If Mexico are unable to break their duck against Argentina, only six teams will have played more times against a single opponent without beating them, including Mexico vs. Brazil (five times). Lionel Messi‘s record of three goals in five games against El Tri won’t do much to ease Mexican nerves.

There’s a silver lining, though, for Mexico. Three of the past six World Cup champions came out of Group C: France in 2018, Brazil in 2002 and France in 1998. And every time they have faced a South American team in the group stage, they’ve advanced to the knockout round: 1986, 2002, 2006, 2010, 2014 and 2018.

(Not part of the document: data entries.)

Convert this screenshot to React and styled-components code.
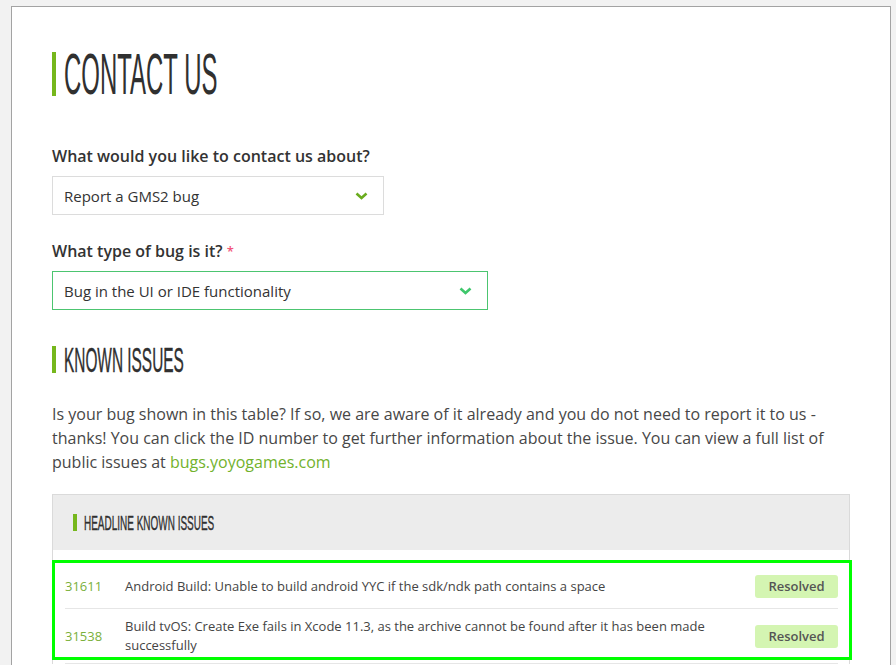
import styled, { createGlobalStyle } from 'styled-components'

const GlobalStyle = createGlobalStyle`
  html, body {
    margin: 0;
    padding: 0;
    background: #f2f2f2;
    font-family: "Open Sans", "Liberation Sans", sans-serif;
  }
`

const issues = [
  { id: '31611', text: 'Android Build: Unable to build android YYC if the sdk/ndk path contains a space', status: 'Resolved' },
  { id: '31538', text: 'Build tvOS: Create Exe fails in Xcode 11.3, as the archive cannot be found after it has been made successfully', status: 'Resolved' },
]

const Chevron = ({ color }) => (
  <svg width="13" height="8" viewBox="0 0 13 8">
    <polyline points="1.5,1.5 6.5,6 11.5,1.5" fill="none" stroke={color} strokeWidth="2.6" />
  </svg>
)

const App = () => {
  return (
    <>
      <GlobalStyle />
      <Page>
        <Panel>
          <Heading size={57} height={44} scale={0.42} stroke={0}>
            <span>CONTACT US</span>
          </Heading>

          <Label>What would you like to contact us about?</Label>
          <Select width={332}>
            <span>Report a GMS2 bug</span>
            <Chevron color="#6aac1e" />
          </Select>

          <Label gap={24}>
            What type of bug is it? <Required>*</Required>
          </Label>
          <Select width={436} active>
            <span>Bug in the UI or IDE functionality</span>
            <Chevron color="#3fc76c" />
          </Select>

          <Heading size={35} height={27} scale={0.44} gap={36}>
            <span>KNOWN ISSUES</span>
          </Heading>

          <Intro>
            Is your bug shown in this table? If so, we are aware of it already and you do not need to report it to us - thanks! You can click the ID number to get further information about the issue. You can view a full list of public issues at <a href="#">bugs.yoyogames.com</a>
          </Intro>

          <Table>
            <TableHead>
              <Heading size={21} height={17} scale={0.475} space={7}>
                <span>HEADLINE KNOWN ISSUES</span>
              </Heading>
            </TableHead>
            <TableBody>
              {issues.map(issue => (
                <Row key={issue.id}>
                  <IssueId href="#">{issue.id}</IssueId>
                  <Desc>{issue.text}</Desc>
                  <Badge>{issue.status}</Badge>
                </Row>
              ))}
              <Highlight />
            </TableBody>
          </Table>
        </Panel>
      </Page>
    </>
  )
}

const Page = styled.div`
  padding: 6px 0 0 11px;
  height: 659px;
  overflow: hidden;
`

const Panel = styled.div`
  box-sizing: border-box;
  width: 880px;
  min-height: 700px;
  background: #fff;
  border: 1px solid #a3a3a3;
  padding: 45px 40px 0 40px;
`

const Heading = styled.h2`
  display: flex;
  align-items: center;
  height: ${p => p.height}px;
  margin: ${p => p.gap || 0}px 0 0;
  font-family: "Liberation Sans", Arial, sans-serif;
  font-weight: 400;
  font-size: ${p => p.size}px;
  line-height: 1;
  color: #303030;
  &::before {
    content: '';
    align-self: stretch;
    flex: none;
    width: ${p => p.bar || 4}px;
    margin-right: ${p => p.space || 8}px;
    background: #76b71c;
  }
  span {
    display: inline-block;
    white-space: nowrap;
    transform: scaleX(${p => p.scale});
    transform-origin: left center;
    -webkit-text-stroke: ${p => (p.stroke ?? 0.4)}px #303030;
  }
`

const Label = styled.div`
  margin-top: ${p => p.gap || 48}px;
  font-size: 16px;
  line-height: 24px;
  font-weight: 600;
  color: #333;
`

const Required = styled.span`
  color: #f2557a;
  font-size: 13px;
  vertical-align: 1px;
`

const Select = styled.div`
  box-sizing: border-box;
  display: flex;
  align-items: center;
  justify-content: space-between;
  width: ${p => p.width}px;
  height: 39px;
  margin-top: 8px;
  padding: 0 15px 0 11px;
  border: 1px solid ${p => (p.active ? '#4cc570' : '#dcdcdc')};
  font-size: 15px;
  color: #333;
`

const Intro = styled.p`
  margin: 29px 0 0;
  font-size: 16px;
  line-height: 24px;
  color: #474747;
  a {
    color: #72b22c;
    text-decoration: none;
  }
`

const Table = styled.div`
  margin-top: 20px;
  border: 1px solid #dadada;
  border-bottom: none;
`

const TableHead = styled.div`
  display: flex;
  align-items: center;
  height: 55px;
  padding-left: 20px;
  background: #ececec;
`

const TableBody = styled.div`
  position: relative;
  padding: 15px 11px 0 12px;
`

const Row = styled.div`
  display: flex;
  align-items: center;
  min-height: 44px;
  box-sizing: border-box;
  padding: 8px 0;
  border-bottom: 1px solid #e6e6e6;
  font-size: 13px;
  line-height: 19px;
  color: #444;
`

const IssueId = styled.a`
  flex: none;
  width: 60px;
  color: #7ab03a;
  text-decoration: none;
`

const Desc = styled.div`
  flex: 1;
  padding-right: 20px;
`

const Badge = styled.span`
  flex: none;
  width: 83px;
  height: 23px;
  line-height: 23px;
  text-align: center;
  border-radius: 3px;
  background: #d4f5b2;
  color: #555;
  font-weight: 600;
  font-size: 13px;
`

const Highlight = styled.div`
  position: absolute;
  top: 10px;
  left: -1px;
  right: -3px;
  height: 100px;
  box-sizing: border-box;
  border: 3px solid #00ff00;
  pointer-events: none;
`

export default App
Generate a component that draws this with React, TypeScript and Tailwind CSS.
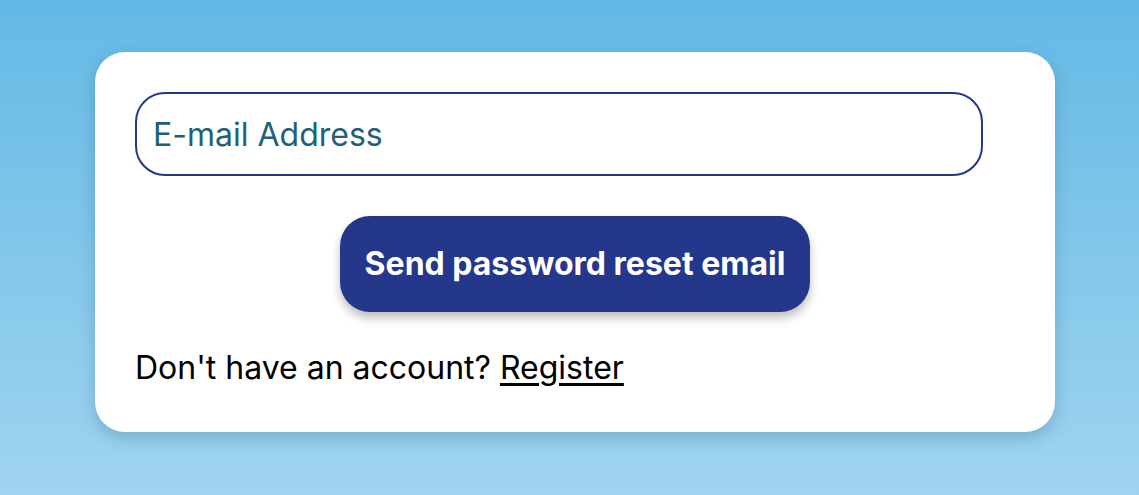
import React from 'react';

export default function App() {
  return (
    <div
      className="w-full min-h-screen h-[495px] bg-gradient-to-b from-[#62b9e5] to-[#9fd4ef] pt-[52px] pl-[95px]"
      style={{ fontFamily: 'Inter, "Noto Sans", sans-serif' }}
    >
      <div className="w-[960px] bg-white rounded-[30px] shadow-[0_6px_16px_rgba(30,70,110,0.25)] px-10 pt-10 pb-10 flex flex-col">
        <input
          type="email"
          placeholder="E-mail Address"
          className="w-[848px] h-[84px] rounded-[30px] border-2 border-[#24378a] px-4 text-[32px] text-[#1f5f7a] placeholder:text-[#216079] outline-none"
        />
        <div className="flex justify-center mt-10">
          <button className="h-[96px] px-[25px] rounded-[30px] bg-[#24378a] text-white text-[32px] font-bold shadow-[0_6px_10px_rgba(0,0,0,0.25)]">
            Send password reset email
          </button>
        </div>
        <p className="mt-[32px] text-[32px] leading-[48px] text-black">
          Don't have an account?{' '}
          <a href="#" className="underline underline-offset-[4px]">
            Register
          </a>
        </p>
      </div>
    </div>
  );
}
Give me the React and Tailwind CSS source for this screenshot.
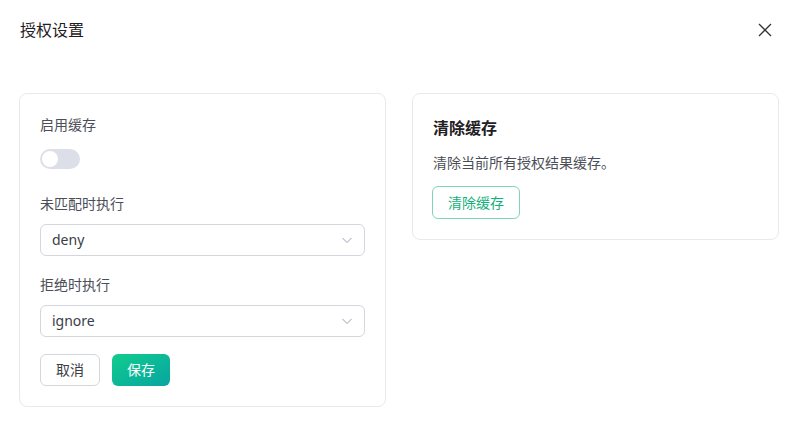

Qatar will make their World Cup debut in the tournament’s opening match against Ecuador. Only twice before has a host country made its World Cup debut: Uruguay in 1930 and Italy in 1934 — the first two World Cups ever played. In fact, excluding the first ever tournaments for both men (1930) and women (1991), only Italy and Qatar (both mens’ teams) made their World Cup debut as a host nation.

Brazil were drawn into Group G alongside Serbia, Switzerland and Cameroon. The Selecao are winless against the Swiss in World Cup play with two draws (1950 and 2018). And, in a bit of deja vu, Brazil, Switzerland and Serbia were lumped together in the same group at Russia 2018.